_What is being asked_
Give only a count of the lines that include the string "styles".

_Working data_
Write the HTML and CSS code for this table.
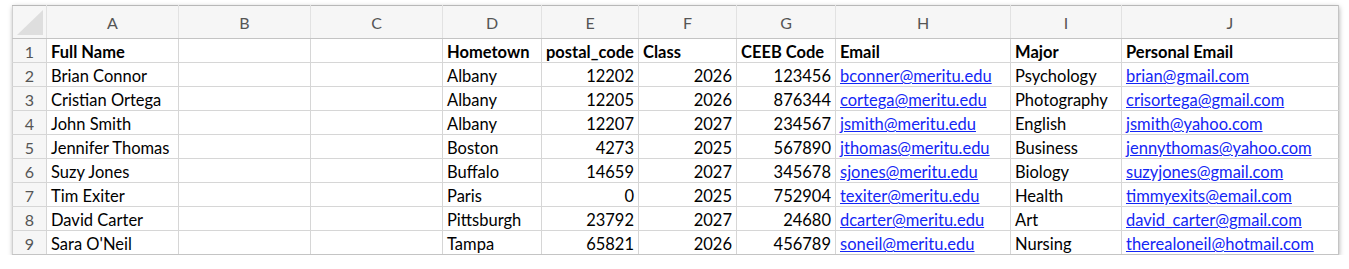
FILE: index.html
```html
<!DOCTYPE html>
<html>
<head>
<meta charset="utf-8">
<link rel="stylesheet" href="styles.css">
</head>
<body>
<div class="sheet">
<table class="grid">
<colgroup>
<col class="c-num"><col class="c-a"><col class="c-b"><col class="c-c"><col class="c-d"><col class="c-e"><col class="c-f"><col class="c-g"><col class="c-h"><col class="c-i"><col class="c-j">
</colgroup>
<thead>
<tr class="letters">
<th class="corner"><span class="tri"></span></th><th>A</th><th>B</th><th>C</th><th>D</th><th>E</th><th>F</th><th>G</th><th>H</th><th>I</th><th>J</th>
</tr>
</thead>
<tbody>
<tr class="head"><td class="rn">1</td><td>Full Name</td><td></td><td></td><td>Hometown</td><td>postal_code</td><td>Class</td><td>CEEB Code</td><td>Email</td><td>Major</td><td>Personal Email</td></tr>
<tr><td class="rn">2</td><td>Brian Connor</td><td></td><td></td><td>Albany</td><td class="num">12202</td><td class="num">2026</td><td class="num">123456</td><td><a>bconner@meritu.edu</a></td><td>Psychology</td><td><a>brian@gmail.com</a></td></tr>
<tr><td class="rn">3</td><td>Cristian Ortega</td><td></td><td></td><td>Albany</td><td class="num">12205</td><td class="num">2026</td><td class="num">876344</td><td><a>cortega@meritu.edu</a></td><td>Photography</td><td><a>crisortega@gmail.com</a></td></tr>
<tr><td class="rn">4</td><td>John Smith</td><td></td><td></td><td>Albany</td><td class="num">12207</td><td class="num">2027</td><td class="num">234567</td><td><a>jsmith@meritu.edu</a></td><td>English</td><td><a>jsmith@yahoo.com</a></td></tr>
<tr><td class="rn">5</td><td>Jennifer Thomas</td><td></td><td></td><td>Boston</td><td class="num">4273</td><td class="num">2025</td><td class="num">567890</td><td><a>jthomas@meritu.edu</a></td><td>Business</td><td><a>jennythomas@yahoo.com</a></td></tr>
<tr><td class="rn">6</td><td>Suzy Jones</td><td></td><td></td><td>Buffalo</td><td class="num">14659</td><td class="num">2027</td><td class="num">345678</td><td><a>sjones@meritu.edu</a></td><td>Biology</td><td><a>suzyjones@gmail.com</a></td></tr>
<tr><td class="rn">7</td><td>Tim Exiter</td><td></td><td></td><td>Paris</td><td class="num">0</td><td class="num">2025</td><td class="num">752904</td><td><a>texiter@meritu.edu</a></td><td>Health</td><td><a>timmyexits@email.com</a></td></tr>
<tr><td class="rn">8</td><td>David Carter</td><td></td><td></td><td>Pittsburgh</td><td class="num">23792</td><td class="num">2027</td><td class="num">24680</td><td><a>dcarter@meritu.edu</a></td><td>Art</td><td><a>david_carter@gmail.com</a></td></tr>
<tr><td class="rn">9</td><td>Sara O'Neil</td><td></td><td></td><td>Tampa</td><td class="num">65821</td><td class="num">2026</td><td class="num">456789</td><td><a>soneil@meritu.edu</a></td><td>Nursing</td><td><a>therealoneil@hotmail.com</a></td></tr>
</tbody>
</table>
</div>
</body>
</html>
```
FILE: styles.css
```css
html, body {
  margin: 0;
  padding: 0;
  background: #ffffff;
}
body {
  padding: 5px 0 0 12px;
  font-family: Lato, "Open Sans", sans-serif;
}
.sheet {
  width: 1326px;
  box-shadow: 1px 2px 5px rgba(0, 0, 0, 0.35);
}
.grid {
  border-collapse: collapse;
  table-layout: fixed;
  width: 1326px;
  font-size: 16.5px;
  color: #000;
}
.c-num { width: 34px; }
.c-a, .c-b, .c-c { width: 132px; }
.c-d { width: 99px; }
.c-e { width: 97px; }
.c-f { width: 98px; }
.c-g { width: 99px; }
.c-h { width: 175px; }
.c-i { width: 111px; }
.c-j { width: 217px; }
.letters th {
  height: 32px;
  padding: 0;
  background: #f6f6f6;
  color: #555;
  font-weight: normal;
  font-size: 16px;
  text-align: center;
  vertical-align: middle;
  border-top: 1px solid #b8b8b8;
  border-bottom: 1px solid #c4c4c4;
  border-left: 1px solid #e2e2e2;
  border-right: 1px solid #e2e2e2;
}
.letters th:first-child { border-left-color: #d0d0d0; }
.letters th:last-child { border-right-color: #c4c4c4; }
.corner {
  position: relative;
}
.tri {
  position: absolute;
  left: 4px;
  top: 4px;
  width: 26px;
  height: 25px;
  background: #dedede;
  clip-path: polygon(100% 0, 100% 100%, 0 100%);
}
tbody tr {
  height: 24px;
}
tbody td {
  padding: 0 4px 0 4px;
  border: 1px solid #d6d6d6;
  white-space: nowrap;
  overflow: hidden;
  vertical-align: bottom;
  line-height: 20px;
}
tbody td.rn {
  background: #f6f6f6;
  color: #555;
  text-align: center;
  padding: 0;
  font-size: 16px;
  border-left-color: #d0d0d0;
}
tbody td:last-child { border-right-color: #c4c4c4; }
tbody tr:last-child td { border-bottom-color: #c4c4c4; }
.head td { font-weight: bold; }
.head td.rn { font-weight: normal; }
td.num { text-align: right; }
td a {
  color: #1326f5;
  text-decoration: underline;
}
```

==

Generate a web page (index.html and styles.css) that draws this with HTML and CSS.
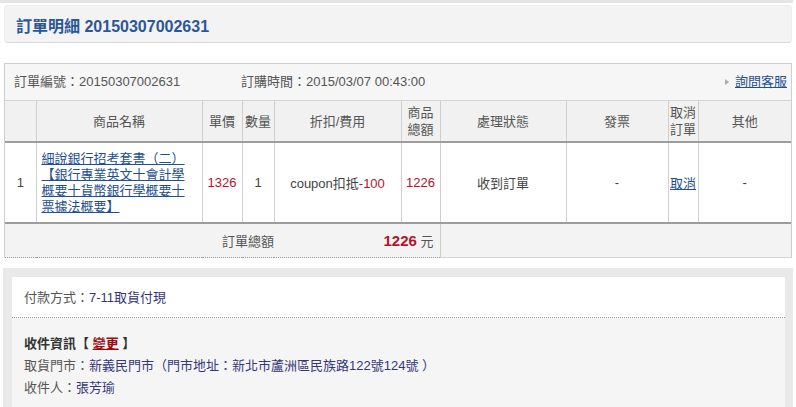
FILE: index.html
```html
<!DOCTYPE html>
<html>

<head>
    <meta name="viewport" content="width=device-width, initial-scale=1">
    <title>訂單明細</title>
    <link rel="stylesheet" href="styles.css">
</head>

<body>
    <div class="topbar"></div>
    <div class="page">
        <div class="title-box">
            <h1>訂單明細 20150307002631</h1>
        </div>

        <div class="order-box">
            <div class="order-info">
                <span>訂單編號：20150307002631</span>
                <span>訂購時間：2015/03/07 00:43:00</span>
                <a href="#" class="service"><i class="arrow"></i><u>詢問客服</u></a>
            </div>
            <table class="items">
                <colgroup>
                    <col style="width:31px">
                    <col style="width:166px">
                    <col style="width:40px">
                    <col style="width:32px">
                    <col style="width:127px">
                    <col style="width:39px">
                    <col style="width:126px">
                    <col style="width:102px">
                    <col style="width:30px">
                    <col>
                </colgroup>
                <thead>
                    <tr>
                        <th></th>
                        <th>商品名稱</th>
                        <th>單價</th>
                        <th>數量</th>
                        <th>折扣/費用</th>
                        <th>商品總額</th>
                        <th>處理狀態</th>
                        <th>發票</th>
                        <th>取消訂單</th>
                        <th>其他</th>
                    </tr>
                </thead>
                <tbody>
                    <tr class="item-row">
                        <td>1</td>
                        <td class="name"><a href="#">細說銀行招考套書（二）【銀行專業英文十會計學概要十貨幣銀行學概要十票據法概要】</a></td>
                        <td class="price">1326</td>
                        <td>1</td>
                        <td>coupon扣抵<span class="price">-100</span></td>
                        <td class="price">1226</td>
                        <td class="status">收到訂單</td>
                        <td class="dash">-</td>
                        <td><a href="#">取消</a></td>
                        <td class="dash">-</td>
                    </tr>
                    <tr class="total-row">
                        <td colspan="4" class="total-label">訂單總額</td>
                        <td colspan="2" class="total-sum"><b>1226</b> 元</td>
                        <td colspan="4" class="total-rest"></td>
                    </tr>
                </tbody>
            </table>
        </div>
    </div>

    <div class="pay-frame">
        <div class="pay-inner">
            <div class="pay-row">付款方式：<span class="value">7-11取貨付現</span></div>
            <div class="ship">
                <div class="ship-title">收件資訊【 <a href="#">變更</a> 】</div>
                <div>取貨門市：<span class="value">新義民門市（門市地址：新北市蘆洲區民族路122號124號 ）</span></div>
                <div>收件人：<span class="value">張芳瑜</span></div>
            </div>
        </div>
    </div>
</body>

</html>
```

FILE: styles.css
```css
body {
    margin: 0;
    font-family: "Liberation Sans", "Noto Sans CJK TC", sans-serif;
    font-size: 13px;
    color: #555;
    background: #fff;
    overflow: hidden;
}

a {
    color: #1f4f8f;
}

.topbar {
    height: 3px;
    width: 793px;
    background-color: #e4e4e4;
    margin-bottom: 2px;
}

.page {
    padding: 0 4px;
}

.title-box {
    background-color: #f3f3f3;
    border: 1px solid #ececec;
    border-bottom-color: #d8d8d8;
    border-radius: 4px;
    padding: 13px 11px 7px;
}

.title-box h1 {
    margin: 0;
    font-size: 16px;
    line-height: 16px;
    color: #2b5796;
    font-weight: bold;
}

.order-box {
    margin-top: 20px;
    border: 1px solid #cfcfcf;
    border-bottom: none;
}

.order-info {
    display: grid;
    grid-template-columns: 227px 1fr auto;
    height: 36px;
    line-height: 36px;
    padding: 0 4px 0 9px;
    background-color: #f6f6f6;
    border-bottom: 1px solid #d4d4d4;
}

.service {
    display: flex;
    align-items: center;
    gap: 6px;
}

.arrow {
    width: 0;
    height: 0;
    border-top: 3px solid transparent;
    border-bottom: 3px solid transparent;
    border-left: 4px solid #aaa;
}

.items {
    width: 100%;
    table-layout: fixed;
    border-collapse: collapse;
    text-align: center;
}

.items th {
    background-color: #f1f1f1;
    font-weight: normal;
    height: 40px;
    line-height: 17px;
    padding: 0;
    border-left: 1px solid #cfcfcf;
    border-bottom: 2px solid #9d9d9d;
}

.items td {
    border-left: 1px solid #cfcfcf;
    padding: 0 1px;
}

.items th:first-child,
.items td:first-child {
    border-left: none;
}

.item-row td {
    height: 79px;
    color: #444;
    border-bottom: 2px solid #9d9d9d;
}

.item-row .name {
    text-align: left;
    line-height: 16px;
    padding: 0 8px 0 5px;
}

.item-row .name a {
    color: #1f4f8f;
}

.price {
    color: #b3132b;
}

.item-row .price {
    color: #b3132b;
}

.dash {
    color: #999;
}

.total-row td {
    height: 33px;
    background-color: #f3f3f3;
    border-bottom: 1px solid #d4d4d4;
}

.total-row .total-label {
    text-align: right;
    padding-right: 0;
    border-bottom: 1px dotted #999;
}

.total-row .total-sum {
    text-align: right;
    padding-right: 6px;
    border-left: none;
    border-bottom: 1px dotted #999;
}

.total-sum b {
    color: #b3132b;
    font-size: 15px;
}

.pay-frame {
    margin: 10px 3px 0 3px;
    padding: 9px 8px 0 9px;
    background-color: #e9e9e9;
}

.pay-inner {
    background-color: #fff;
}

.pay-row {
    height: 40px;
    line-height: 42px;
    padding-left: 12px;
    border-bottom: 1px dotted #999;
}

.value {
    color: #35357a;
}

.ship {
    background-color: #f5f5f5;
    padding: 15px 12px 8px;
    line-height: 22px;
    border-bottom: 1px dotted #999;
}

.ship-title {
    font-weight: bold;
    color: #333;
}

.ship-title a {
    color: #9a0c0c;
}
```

* * *

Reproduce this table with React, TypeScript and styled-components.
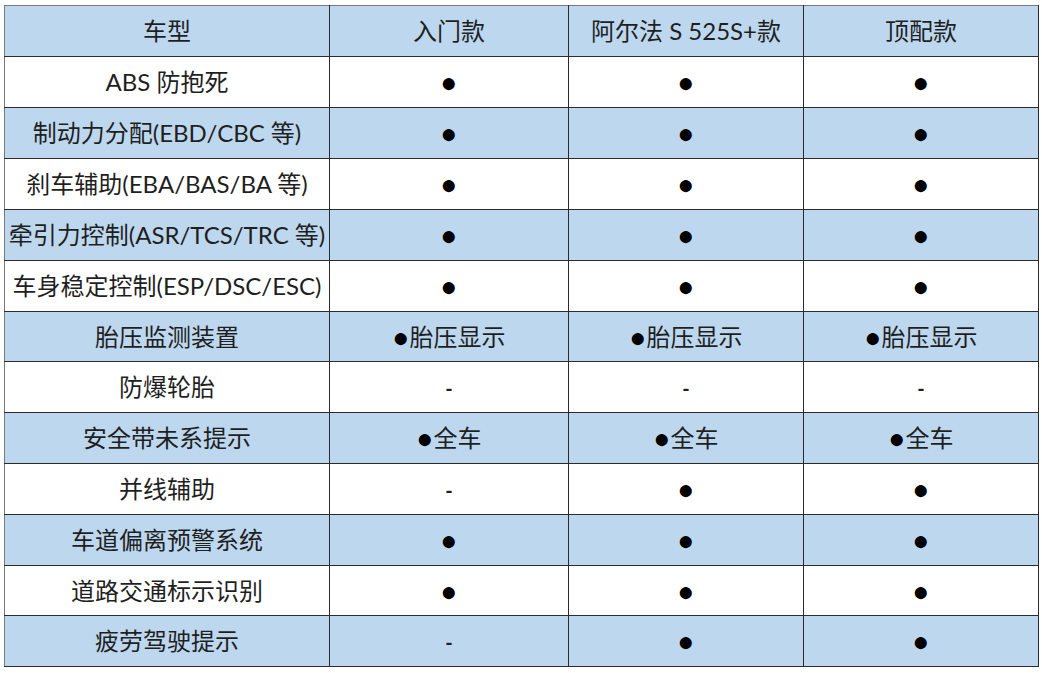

_Exercise solution_
5